The story follows Erik and Diedre Blake (Richard Thomas and Pamela Reed), who travel from Scranton, Pennsylvania, to a basement apartment in Lower Manhattan’s Chinatown to have Thanksgiving dinner with their daughter Brigid (Daisy Eagan), her boyfriend Richard (Luis Vega), their other daughter Aimee (Therese Plaehn) and ailing grandma Momo (Lauren Klein).
“It’s about a family coming together over Thanksgiving and all of the ramifications of that,” Reed said. “Today, people don’t live in the same city. … When they come together and fly in, there’s a new member, new partner, new something and the dynamics that come from that.”
The one-act play moves rapidly over a fast-paced 90 minutes without an intermission.
“It’s like a bullet train,” Reed said. “There’s so much laughter in this play. It’s such a joy to do a comedy, but I think a lot of the laughter comes from the audience recognizing themselves. They laugh at the human condition that we aren’t just observing but that we actually live on a day-to-day basis. On Thanksgiving this year, my husband kept looking at me. We were loading the dishwasher and he said, ‘This is just like the play! I can’t get away from your play!'”
Beneath the style, there’s the thematic substance of a finalist for the Pulitzer Prize for Drama.
“There’s a reason it’s called ‘The Humans,'” Thomas said. “It’s so much about what it is to be a human alone in the world [and] to be humans together. … It must be like looking through the window at a family during Thanksgiving dinner and just watching them together.”
As we gaze through that “window,” eerie elements go bump in the night with David Zinn’s Tony-winning scenic design and Justin Townsend’s Tony-nominated lighting design. The creaks and crashes are a metaphor for the geographical and generational culture clashes.
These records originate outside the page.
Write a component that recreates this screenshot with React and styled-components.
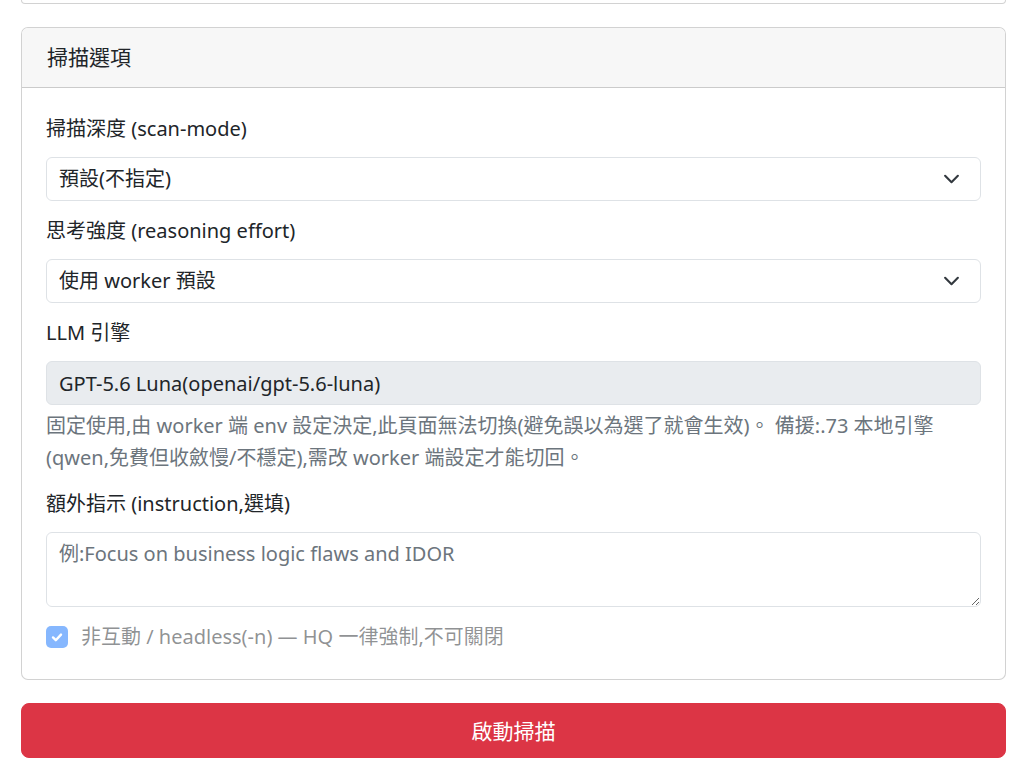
import React from "react";
import styled, { createGlobalStyle } from "styled-components";

const GlobalStyle = createGlobalStyle`
  *, *::before, *::after { box-sizing: border-box; }
  html, body { margin: 0; padding: 0; background: #fff; }
  body {
    font-family: "Segoe UI", "Noto Sans", "Noto Sans CJK TC", sans-serif;
    font-size: 20px;
    line-height: 1.5;
    color: #212529;
  }
`;

const Page = styled.div`
  width: 985px;
  margin: 0 0 0 21px;
  display: flex;
  flex-direction: column;
`;

/* tail of the card above, scrolled mostly out of view */
const CardTail = styled.div`
  height: 4px;
  border: 1px solid rgba(0, 0, 0, 0.175);
  border-top: none;
  border-radius: 0 0 6px 6px;
  margin-bottom: 23px;
`;

const Card = styled.section`
  border: 1px solid rgba(0, 0, 0, 0.175);
  border-radius: 7px;
  background: #fff;
  overflow: hidden;
`;

const CardHeader = styled.header`
  background: #f7f7f7;
  border-bottom: 1px solid rgba(0, 0, 0, 0.175);
  padding: 17px 24px 17px 25px;
  font-size: 21px;
  line-height: 25px;
  font-weight: 400;
`;

const CardBody = styled.div`
  padding: 26px 24px 27px;
  display: flex;
  flex-direction: column;
  gap: 15px;
`;

const Field = styled.div`
  display: flex;
  flex-direction: column;
`;

const Label = styled.label`
  display: block;
  line-height: 30px;
  margin-bottom: 13px;
`;

const baseControl = `
  width: 100%;
  font: inherit;
  font-size: 20px;
  line-height: 30px;
  color: #212529;
  border: 1px solid #dee2e6;
  border-radius: 6px;
  padding: 6px 12px;
  outline: none;
`;

const SelectWrap = styled.div`
  position: relative;
`;

const Select = styled.select`
  ${baseControl}
  appearance: none;
  background: #fff;
  padding-right: 48px;
  height: 44px;
`;

const Chevron = styled.svg`
  position: absolute;
  right: 21px;
  top: 50%;
  width: 17px;
  height: 13px;
  transform: translateY(-50%);
  pointer-events: none;
`;

const Input = styled.input`
  ${baseControl}
  height: 44px;
  background: ${(p) => (p.readOnly ? "#e9ecef" : "#fff")};
`;

const Help = styled.div`
  margin-top: 5px;
  color: #6c757d;
  line-height: 32px;
`;

const TextArea = styled.textarea`
  ${baseControl}
  height: 75px;
  resize: vertical;
  display: block;
  &::placeholder { color: #6c757d; opacity: 1; }
`;

const Check = styled.label`
  display: flex;
  align-items: center;
  gap: 13px;
  line-height: 30px;
  color: rgba(33, 37, 41, 0.5);
`;

const CheckBox = styled.span`
  width: 22px;
  height: 22px;
  border-radius: 5px;
  background: #86b7fe;
  display: inline-flex;
  align-items: center;
  justify-content: center;
  flex: none;
`;

const SubmitButton = styled.button`
  margin-top: 23px;
  width: 100%;
  height: 55px;
  border: 1px solid #dc3545;
  border-radius: 8px;
  background: #dc3545;
  color: #fff;
  font: inherit;
  font-size: 21px;
  line-height: 30px;
  cursor: pointer;
`;

function ChevronIcon() {
  return (
    <Chevron viewBox="0 0 16 12" aria-hidden="true">
      <path
        d="M2 3l6 6 6-6"
        fill="none"
        stroke="#343a40"
        strokeWidth="2"
        strokeLinecap="round"
        strokeLinejoin="round"
      />
    </Chevron>
  );
}

function SelectField({ label, id, options }) {
  return (
    <Field>
      <Label htmlFor={id}>{label}</Label>
      <SelectWrap>
        <Select id={id} defaultValue={options[0]}>
          {options.map((o) => (
            <option key={o}>{o}</option>
          ))}
        </Select>
        <ChevronIcon />
      </SelectWrap>
    </Field>
  );
}

export default function App() {
  return (
    <>
      <GlobalStyle />
      <Page>
        <CardTail />
        <Card>
          <CardHeader>掃描選項</CardHeader>
          <CardBody>
            <SelectField
              id="scan-mode"
              label="掃描深度 (scan-mode)"
              options={["預設(不指定)", "quick", "deep"]}
            />
            <SelectField
              id="effort"
              label="思考強度 (reasoning effort)"
              options={["使用 worker 預設", "low", "medium", "high"]}
            />
            <Field>
              <Label htmlFor="engine">LLM 引擎</Label>
              <Input
                id="engine"
                readOnly
                value="GPT-5.6 Luna(openai/gpt-5.6-luna)"
              />
              <Help>
                固定使用,由 worker 端 env 設定決定,此頁面無法切換(避免誤以為選了就會生效)。 備援:.73 本地引擎
                (qwen,免費但收斂慢/不穩定),需改 worker 端設定才能切回。
              </Help>
            </Field>
            <Field>
              <Label htmlFor="instruction">額外指示 (instruction,選填)</Label>
              <TextArea
                id="instruction"
                rows={2}
                placeholder="例:Focus on business logic flaws and IDOR"
              />
            </Field>
            <Check>
              <CheckBox>
                <svg width="16" height="16" viewBox="0 0 20 20" aria-hidden="true">
                  <path
                    d="M5 10.5l3.5 3.5 6.5-7"
                    fill="none"
                    stroke="#fff"
                    strokeWidth="3"
                    strokeLinecap="round"
                    strokeLinejoin="round"
                  />
                </svg>
              </CheckBox>
              非互動 / headless(-n) — HQ 一律強制,不可關閉
            </Check>
          </CardBody>
        </Card>
        <SubmitButton type="button">啟動掃描</SubmitButton>
      </Page>
    </>
  );
}
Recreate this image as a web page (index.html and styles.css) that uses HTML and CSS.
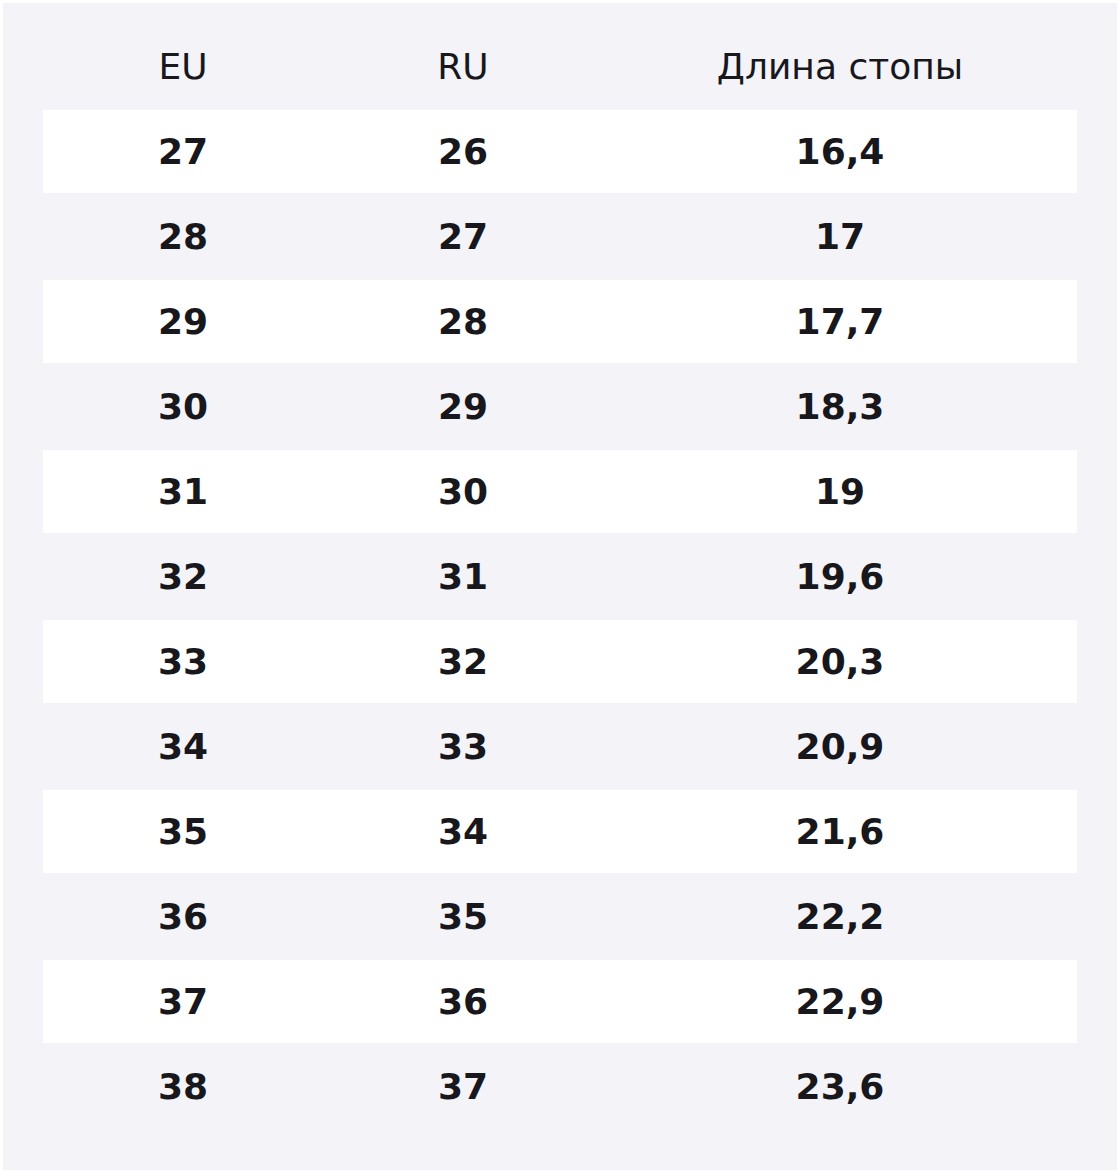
FILE: index.html
```html
<!DOCTYPE html>
<html lang="ru">
<head>
<meta charset="utf-8">
<title>Таблица размеров</title>
<link rel="stylesheet" href="styles.css">
</head>
<body>
<div class="panel">
  <div class="row head">
    <div class="cell">EU</div>
    <div class="cell">RU</div>
    <div class="cell">Длина стопы</div>
  </div>
  <div class="row white"><div class="cell">27</div><div class="cell">26</div><div class="cell">16,4</div></div>
  <div class="row"><div class="cell">28</div><div class="cell">27</div><div class="cell">17</div></div>
  <div class="row white"><div class="cell">29</div><div class="cell">28</div><div class="cell">17,7</div></div>
  <div class="row"><div class="cell">30</div><div class="cell">29</div><div class="cell">18,3</div></div>
  <div class="row white"><div class="cell">31</div><div class="cell">30</div><div class="cell">19</div></div>
  <div class="row"><div class="cell">32</div><div class="cell">31</div><div class="cell">19,6</div></div>
  <div class="row white"><div class="cell">33</div><div class="cell">32</div><div class="cell">20,3</div></div>
  <div class="row"><div class="cell">34</div><div class="cell">33</div><div class="cell">20,9</div></div>
  <div class="row white"><div class="cell">35</div><div class="cell">34</div><div class="cell">21,6</div></div>
  <div class="row"><div class="cell">36</div><div class="cell">35</div><div class="cell">22,2</div></div>
  <div class="row white"><div class="cell">37</div><div class="cell">36</div><div class="cell">22,9</div></div>
  <div class="row"><div class="cell">38</div><div class="cell">37</div><div class="cell">23,6</div></div>
</div>
</body>
</html>
```
FILE: styles.css
```css
html, body {
  background: #ffffff;
}
body {
  margin: 3px;
  font-family: "DejaVu Sans", Verdana, sans-serif;
  color: #17171c;
}
.panel {
  background: #f3f3f8;
  padding: 40px 40px 41px;
  display: flex;
  flex-direction: column;
}
.row {
  display: grid;
  grid-template-columns: 280px 280px 1fr;
  align-items: center;
  height: 85px;
  box-sizing: border-box;
  padding: 1px 0;
  background-clip: content-box;
  font-size: 36px;
  font-weight: bold;
  line-height: 42px;
}
.row.white {
  background-color: #ffffff;
}
.row.head {
  height: 66px;
  padding: 3px 0 0;
  align-items: start;
  font-weight: normal;
}
.cell {
  text-align: center;
}
```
“The play deals a lot with culture and with economics,” Thomas said. “This couple [of parents] from Scranton, a real working-class couple, coming into Manhattan and into that world, culturally and economically, they become self-conscious. The play looks with a great deal of compassion and a great deal of understanding at people on both sides of that cultural divide.”
You’ll emerge from the play with more empathy for the folks around you.
“There’s a great spiritual teacher, Jack Kornfield, who likes to say, ‘Just remember: Everyone you meet is going through a great struggle,'” Thomas said. “The beauty of this play is that each character is going through a very particular set of challenges in their lives. So you get to see each individual’s passage, but also how they all support one another and ultimately care for each other and help to get each other through. It’s really beautiful in that way.”
However, Karam doesn’t hit us over the head. The audience is left to read between the lines.
“[The characters] don’t talk about it,” Reed said. “We don’t give ourselves permission to talk about what we’re going through. That’s true in life — you have to get up and get on — and this family is like that. But it’s a play for the audience to discern what’s happening underneath. It’s not named, it’s not like Eugene O’Neill, where everyone has these big speeches about their sturm und drang. … What’s underneath is unearthed by the audience, not by the actors.”
If any actors can pull off this subtlety, it’s Thomas and Reed, who have become household names playing John Boy in “The Waltons” and Marlene Knope on “Parks and Recreation.”
“Amy Poehler is a gem,” Reed said. “She is a wonderful, wonderful actor and a pearl of a girl.”
In fact, Thomas still gets people thanking him for his Emmy-winning role as John Boy.
“I was checking my bags at the airport to come to Washington the other day, and the guy checking my bags said, ‘I come from a small village in Tobago. We had one TV set and the guy who owned it used to take it down to the living room on Sunday nights and everybody from the village would come sit in his house and watch ‘The Waltons’ once a week.’ … Thank God it’s something I’m proud of and enjoyed. We stay in touch. We’re very close, like a second family.”
No matter the decade, no matter the audience, the family theme is universally “human.”